Женя ходит взад и вперед по зале, подбоченившись, раскачиваясь на ходу и заглядывая на себя во все зеркала. На ней надето короткое атласное оранжевое платье: с прямыми глубокими складками на юбке, которая мерно колеблется влево и вправо от движения ее бедер. Маленькая Манька, страстная любительница карточной игры, готовая играть с утра до утра не переставая, дуется в «шестьдесят шесть» с Пашей, причем обе женщины для удобства сдачи оставили между собою пустой стул, а взятки собирают себе в юбки, распяленные между коленями. На Маньке коричневое, очень скромное платье, с черным передником и плоеным черным нагрудником; этот костюм очень идет к ее нежной белокурой головке и маленькому росту, молодит ее и делает похожей на гимназистку предпоследнего класса.

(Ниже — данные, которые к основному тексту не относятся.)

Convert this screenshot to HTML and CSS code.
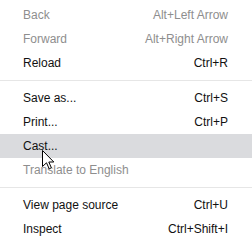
FILE: index.html
```html
<!DOCTYPE html>
<html>
<head>
<meta charset="utf-8">
<link rel="stylesheet" href="styles.css">
</head>
<body>
<div class="menu">
  <div class="item disabled"><span class="label">Back</span><span class="key">Alt+Left Arrow</span></div>
  <div class="item disabled"><span class="label">Forward</span><span class="key">Alt+Right Arrow</span></div>
  <div class="item"><span class="label">Reload</span><span class="key">Ctrl+R</span></div>
  <div class="sep"></div>
  <div class="item"><span class="label">Save as...</span><span class="key">Ctrl+S</span></div>
  <div class="item"><span class="label">Print...</span><span class="key">Ctrl+P</span></div>
  <div class="item hover"><span class="label">Cast...</span><span class="key"></span></div>
  <div class="item disabled"><span class="label">Translate to English</span><span class="key"></span></div>
  <div class="sep"></div>
  <div class="item"><span class="label">View page source</span><span class="key">Ctrl+U</span></div>
  <div class="item"><span class="label">Inspect</span><span class="key">Ctrl+Shift+I</span></div>
  <svg class="cursor" width="13" height="20" viewBox="0 0 13 20">
    <path d="M0.5 0.5 L0.5 16.5 L4.5 12.8 L7.2 18.8 L9.4 17.8 L6.8 12 L11.8 12 Z" fill="#fff" stroke="#000" stroke-width="1" stroke-linejoin="miter"/>
  </svg>
</div>
</body>
</html>
```
FILE: styles.css
```css
html, body {
  margin: 0;
  padding: 0;
  background: #ffffff;
}
.menu {
  position: relative;
  width: 252px;
  height: 241px;
  padding-top: 3px;
  box-sizing: border-box;
  font-family: "Liberation Sans", Arial, sans-serif;
  font-size: 12px;
  color: #111111;
  overflow: hidden;
}
.item {
  display: flex;
  justify-content: space-between;
  align-items: center;
  height: 24px;
  line-height: 24px;
  padding: 0 24px 0 23px;
  white-space: nowrap;
}
.item.disabled {
  color: #8e8e8e;
}
.item.hover {
  background: #dadbde;
}
.sep {
  height: 11px;
  display: flex;
  flex-direction: column;
  justify-content: center;
}
.sep::before {
  content: "";
  display: block;
  height: 1px;
  background: #e6e6e6;
}
.cursor {
  position: absolute;
  left: 42px;
  top: 150px;
}
```
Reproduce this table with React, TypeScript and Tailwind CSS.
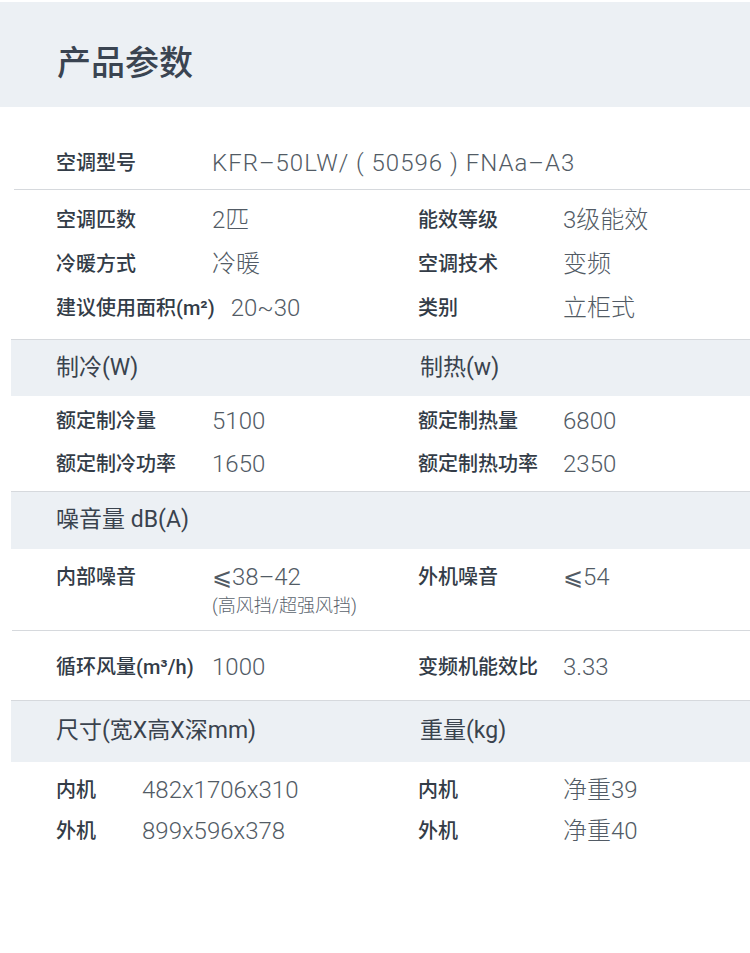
import React from "react";

const FONT = { fontFamily: 'Roboto, "Noto Sans CJK SC", "Noto Sans", sans-serif' };

function Label({ children, wide }: { children: React.ReactNode; wide?: boolean }) {
  return (
    <div
      className={`${wide ? "min-w-[145px]" : "min-w-[156px]"} pr-[16px] text-[20px] font-medium text-[#333c47] whitespace-nowrap`}
    >
      {children}
    </div>
  );
}

function Value({ children }: { children: React.ReactNode }) {
  return <div className="text-[24px] font-light text-[#525b65] whitespace-nowrap">{children}</div>;
}

function Pair({
  l1,
  v1,
  l2,
  v2,
  h = "h-[44px]",
}: {
  l1: React.ReactNode;
  v1: React.ReactNode;
  l2: React.ReactNode;
  v2: React.ReactNode;
  h?: string;
}) {
  return (
    <div className={`flex items-center ${h} pl-[56px]`}>
      <div className="flex items-center w-[362px]">
        <Label>{l1}</Label>
        <Value>{v1}</Value>
      </div>
      <div className="flex items-center">
        <Label wide>{l2}</Label>
        <Value>{v2}</Value>
      </div>
    </div>
  );
}

function Band({ children, h }: { children: React.ReactNode; h: string }) {
  return (
    <div className={`ml-[11px] border-t border-[#d6d9dd] bg-[#ecf0f4] ${h} flex items-center pl-[45px] text-[23px] text-[#3a434e]`}>
      {children}
    </div>
  );
}

export default function App() {
  return (
    <div className="w-[750px] h-[953px] bg-white overflow-hidden" style={FONT}>
      <div className="h-[2px]" />
      <div className="h-[105px] bg-[#ecf0f4] pl-[57px] pt-[44px]">
        <div className="text-[34px] leading-[34px] font-medium text-[#3a4451]">产品参数</div>
      </div>

      <div className="h-[82px] pt-[42px] pl-[56px] flex items-start">
        <div className="flex items-center h-[28px]">
          <Label>空调型号</Label>
          <Value>
            <span className="tracking-[1px]">KFR–50LW/ ( 50596 ) FNAa–A3</span>
          </Value>
        </div>
      </div>
      <div className="ml-[14px] h-px bg-[#d6d9dd]" />

      <div className="pt-[8px] pb-[9px]">
        <Pair l1="空调匹数" v1="2匹" l2="能效等级" v2="3级能效" />
        <Pair l1="冷暖方式" v1="冷暖" l2="空调技术" v2="变频" />
        <Pair l1="建议使用面积(m²)" v1="20~30" l2="类别" v2="立柜式" />
      </div>

      <Band h="h-[57px]">
        <div className="w-[364px]">制冷(W)</div>
        <div>制热(w)</div>
      </Band>

      <div className="pt-[3px] pb-[6px]">
        <Pair l1="额定制冷量" v1="5100" l2="额定制热量" v2="6800" h="h-[43px]" />
        <Pair l1="额定制冷功率" v1="1650" l2="额定制热功率" v2="2350" h="h-[43px]" />
      </div>

      <Band h="h-[58px]">噪音量 dB(A)</Band>

      <div className="pt-[14px] pb-[12px] pl-[56px] flex">
        <div className="flex w-[362px]">
          <Label>
            <div className="h-[28px] flex items-center">内部噪音</div>
          </Label>
          <div>
            <div className="h-[28px] flex items-center">
              <Value>⩽38–42</Value>
            </div>
            <div className="h-[26px] mt-[1px] flex items-center text-[18px] font-light text-[#5b646e]">
              (高风挡/超强风挡)
            </div>
          </div>
        </div>
        <div className="flex items-center h-[28px]">
          <Label wide>外机噪音</Label>
          <Value>⩽54</Value>
        </div>
      </div>
      <div className="ml-[12px] h-px bg-[#d6d9dd]" />

      <div className="pt-[14px] pb-[11px]">
        <Pair l1="循环风量(m³/h)" v1="1000" l2="变频机能效比" v2="3.33" />
      </div>

      <Band h="h-[62px]">
        <div className="w-[364px]">尺寸(宽X高X深mm)</div>
        <div>重量(kg)</div>
      </Band>

      <div className="pt-[7px]">
        <div className="flex items-center h-[41px] pl-[56px]">
          <div className="flex items-center w-[362px]">
            <div className="w-[86px] text-[20px] font-medium text-[#333c47]">内机</div>
            <Value>482x1706x310</Value>
          </div>
          <div className="flex items-center">
            <Label wide>内机</Label>
            <Value>净重39</Value>
          </div>
        </div>
        <div className="flex items-center h-[41px] pl-[56px]">
          <div className="flex items-center w-[362px]">
            <div className="w-[86px] text-[20px] font-medium text-[#333c47]">外机</div>
            <Value>899x596x378</Value>
          </div>
          <div className="flex items-center">
            <Label wide>外机</Label>
            <Value>净重40</Value>
          </div>
        </div>
      </div>
    </div>
  );
}
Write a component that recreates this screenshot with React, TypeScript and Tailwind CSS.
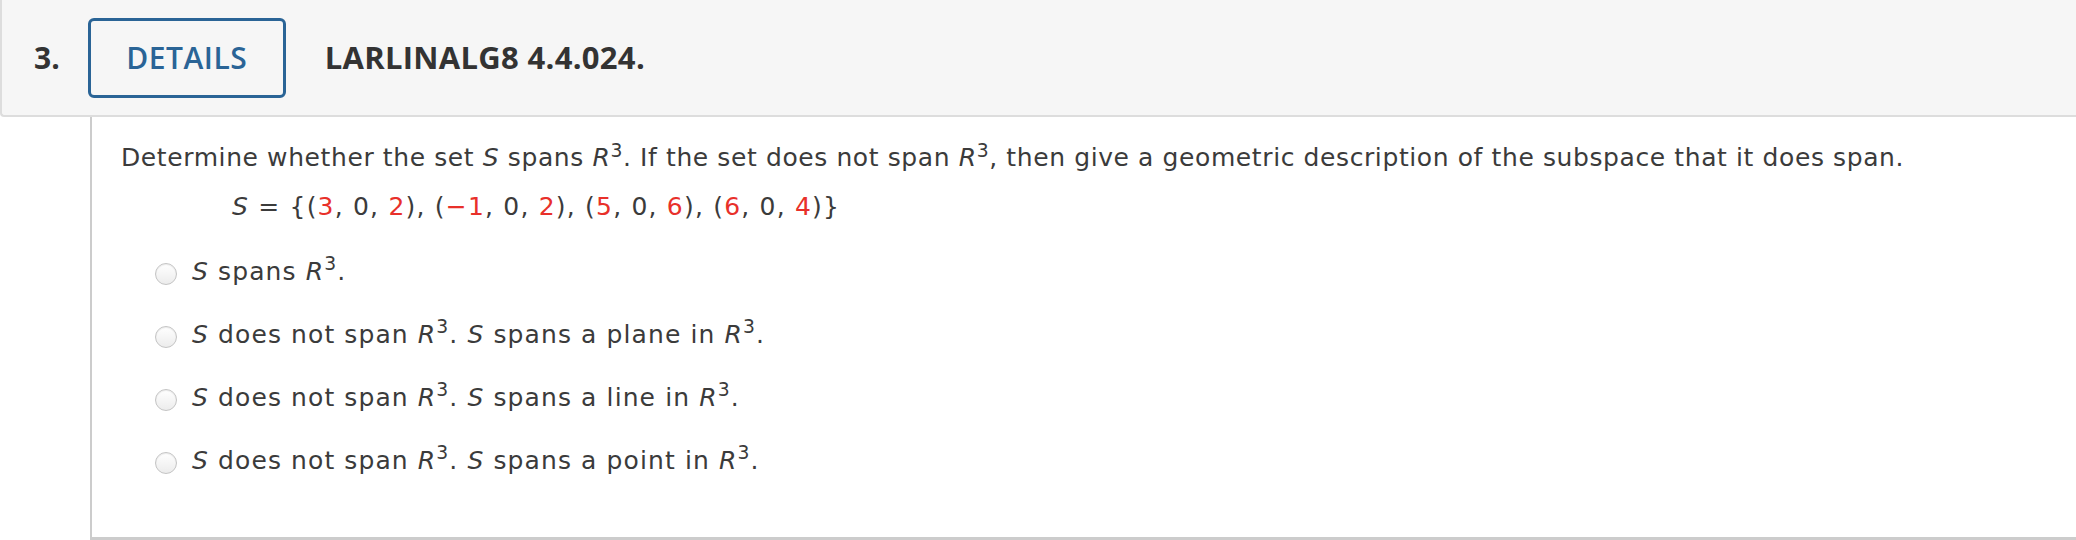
import React from "react";

const R = () => (
  <span>
    <i>R</i>
    <sup>3</sup>
  </span>
);

const S = () => <i>S</i>;

const Red = ({ children }: { children: React.ReactNode }) => (
  <span className="text-[#e8302a]">{children}</span>
);

const Radio = () => (
  <span className="mt-[4px] inline-block h-[22px] w-[22px] shrink-0 rounded-full border border-[#c4c4c4] bg-gradient-to-b from-[#ffffff] to-[#ececec] shadow-[inset_0_1px_1px_rgba(0,0,0,0.08)]" />
);

const Option = ({ children }: { children: React.ReactNode }) => (
  <div className="flex h-[63px] items-center gap-[15px] pl-[34px]">
    <Radio />
    <div className="leading-[32px] tracking-[1.1px]">{children}</div>
  </div>
);

export default function App() {
  return (
    <div className="w-[2076px] h-[540px] overflow-hidden bg-white">
      <div
        className="flex h-[117px] items-center border-b-2 border-l-2 border-[#dddddd] bg-[#f6f6f6] rounded-bl-[4px] pl-[32px] text-[#333333]"
        style={{ fontFamily: '"Open Sans", "Liberation Sans", sans-serif' }}
      >
        <span className="text-[30px] font-bold leading-none">3.</span>
        <div className="ml-[28px] flex h-[80px] w-[198px] items-center justify-center rounded-[6px] border-[3px] border-[#2a6496] bg-[#f6f6f6]">
          <span className="text-[30px] font-semibold leading-none tracking-[0.5px] text-[#2a6496]">
            DETAILS
          </span>
        </div>
        <span className="ml-[39px] text-[31px] font-bold leading-none tracking-[0.3px]">
          LARLINALG8 4.4.024.
        </span>
      </div>
      <div className="ml-[90px] h-[423px] border-b-[3px] border-l-2 border-[#cccccc]">
        <div
          className="pl-[29px] pt-[25px] text-[25px] text-[#3b3b3b]"
          style={{ fontFamily: '"DejaVu Sans", Verdana, sans-serif' }}
        >
          <p className="leading-[32px] tracking-[0.6px]">
            Determine whether the set <S /> spans <R />. If the set does not span <R />, then give a
            geometric description of the subspace that it does span.
          </p>
          <p className="mt-[17px] pl-[111px] leading-[32px] tracking-[1.2px]">
            <S /> = {"{"}(<Red>3</Red>, 0, <Red>2</Red>), (<Red>−1</Red>, 0, <Red>2</Red>), (
            <Red>5</Red>, 0, <Red>6</Red>), (<Red>6</Red>, 0, <Red>4</Red>){"}"}
          </p>
          <div className="mt-[17px]">
            <Option>
              <S /> spans <R />.
            </Option>
            <Option>
              <S /> does not span <R />. <S /> spans a plane in <R />.
            </Option>
            <Option>
              <S /> does not span <R />. <S /> spans a line in <R />.
            </Option>
            <Option>
              <S /> does not span <R />. <S /> spans a point in <R />.
            </Option>
          </div>
        </div>
      </div>
    </div>
  );
}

Ее партнерша Паша — очень странная и несчастная девушка. Ей давно бы нужно быть не в доме терпимости, а в психиатрической лечебнице из-за мучительного нервного недуга, заставляющего ее исступленно, с болезненной жадностью отдаваться каждому мужчине, даже самому противному, который бы ее ни выбрал. Подруги издеваются над нею и несколько презирают ее за этот порок, точно как за какую-то измену корпоративной вражде к мужчинам. Нюра очень похоже передразнивает ее вздохи, стоны, выкрики и страстные слова, от которых она никогда не может удержаться в минуты экстаза и которые бывают слышны через две или три перегородки в соседних комнатах. Про Пашу ходит слух, что она вовсе не по нужде и не соблазном или обманом попала в публичный дом, а поступила в него сама, добровольно, следуя своему ужасному ненасытному инстинкту. Но хозяйка дома и обе экономки всячески балуют Пашу и поощряют ее безумную слабость, потому что благодаря ей Паша идет нарасхват и зарабатывает вчетверо, впятеро больше любой из остальных девушек, — зарабатывает так много, что в бойкие праздничные дни ее вовсе не выводят к гостям «посерее» или отказывают им под предлогом Пашиной болезни, потому что постоянные хорошие гости обижаются, если им говорят, что их знакомая девушка занята с другим. А таких постоянных гостей у Паши пропасть; многие совершенно искренно, хотя и по-скотски, влюблены в нее, и даже не так давно двое почти одновременно звали ее на содержание: грузин-приказчик из магазина кахетинских вин — и какой-то железнодорожный агент, очень гордый и очень бедный дворянин высокого роста, с махровыми манжетами, с глазом, замененным черным кружком на резинке, Паша, пассивная во всем, кроме своего безличного сладострастия, конечно, пошла бы за всяким, кто позвал бы ее, но администрация дома зорко оберегает в ней свои интересы. Близкое безумие уже сквозит в ее миловидном лице, в ее полузакрытых глазах, всегда улыбающихся какой-то хмельной, блаженной, кроткой, застенчивой и непристойной улыбкой, в ее томных, размягченных, мокрых губах, которые она постоянно облизывает, в ее коротком тихом смехе- смехе идиотки. И вместе с тем она — эта истинная жертва общественного темперамента — в обиходной жизни очень добродушна, уступчива, совершенная бессребреница и очень стыдится своей чрезмерной страстности. К подругам она нежна, очень любит целоваться и обниматься с ними и спать в одной постели, но ею все как будто бы немного брезгуют.